Abstract:
The adhesive system of the present invention is suitable for use in adhering an incompatible ink system to a polymeric film; particularly, adhering a lithographic ink or electrographic toner bonded to a floor covering. The polymeric sheet and incompatible ink have a primer layer interposed between them or the ink layer is encapsulated between the two primer layers. The primer may be solvent based or aqueous based and preferably includes a benzene derivative, ketone, acetate or nitroparaffin solvent or film former. The primer is compatible with the polymeric sheet and diffuses into the ink layer. The preferred solvent or film former includes methyl isobutyl ketone, methyl ethyl ketone, n-propyl acetate, isopropyl acetate, or N-methyl-2-pyrrolidone. The primer also includes a polyvinyl resin, acrylic resin, polyurethane resin or polyester resin, and optionally a pigment. To deter dot distortion of the ink, the primer should have a glass transition temperature (T g ) of at least about 60° C., and preferably at least about 100° C.

Description:
BACKGROUND OF THE INVENTION 
     1. Field of the Invention 
     The present invention relates to an adhesive system which is suitable for use in adhering an incompatible ink system to a polymeric film. More particularly, the present invention relates to a polymeric sheet having an incompatible ink permanently bonded thereto, and specifically a floor covering having a lithographic ink or electrographic toner bonded to a primer which is bonded to the floor covering. 
     2. Related Art 
     The term incompatible refers to the inability of the ink system to directly and permanently bond to a polymeric sheet only through solvent or carrier evaporation. An example of a compatible system would be the case in a typical rotogravure vinyl ink system when it is printed onto a rigid polyvinyl chloride (PVC) film. 

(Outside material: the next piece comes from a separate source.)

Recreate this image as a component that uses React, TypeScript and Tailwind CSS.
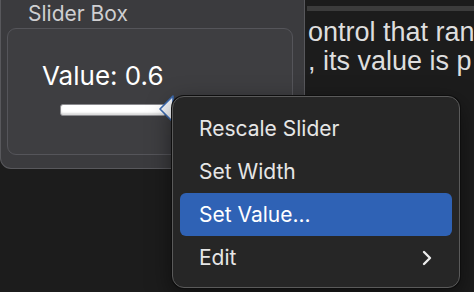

     To create a high quality colored (nearly photographic, i.e., better that 150 line rotogravure) decorative design on surfaces of tile products, the rotogravure printing technique is the state of the art technique most often selected. While this printing technique is relatively easy to operate, it has some drawbacks. It is capital intensive, in that new designs require new printing cylinders prior to printing. It requires long lead times to prepare the cylinders for printing. In addition, this technique is geared to high volume printing and usually on relatively thin webs, i.e., 1.5 to 10 mils in thickness. Clean up of the printing cylinders is more time consuming than most of the actual print run, resulting in potentially high labor costs associated with the actual job, and a natural tendency to make the runs longer than are necessary. 
     In order to provide a lower cost, short run, and faster turnaround printing system, a departure was made from the current rotogravure printing system. Two high quality four color printing techniques, lithographic and electrographic printing, offered these opportunities. However, it became obvious that the conventional ink systems used in these techniques were not compatible with the polymeric films that are used in the manufacture of polymeric sheet products. 
     In the lithographic process, which can be a sheet-fed printing process, the inks cure by oxidation. After printing on rigid PVC film, the ink will still be soft after drying. The image will readily smudge and result in an unacceptable print. This actually occurs to some extent in normal conventional lithographic printing of paper today if one were to examine a four color process-printed page in a magazine or on an advertising poster. It has been found that when a conventional-lithographic printed PVC film is bonded conventionally to a floor tile base, the ink layer will not impart the proper adhesion requirements after lamination for an adequately performing product. 
     The same is true of the electrographic printing systems where the colored images are formed on the film using both liquid and dry toners. Even, when the electrographic printing (e.g., from a Savin color copying machine) is done on specially treated papers and films, the ink layer which is actually to act as the adhesive layer between the clear protective film and base or substrate after lamination is not strong enough to prevent delamination in use. 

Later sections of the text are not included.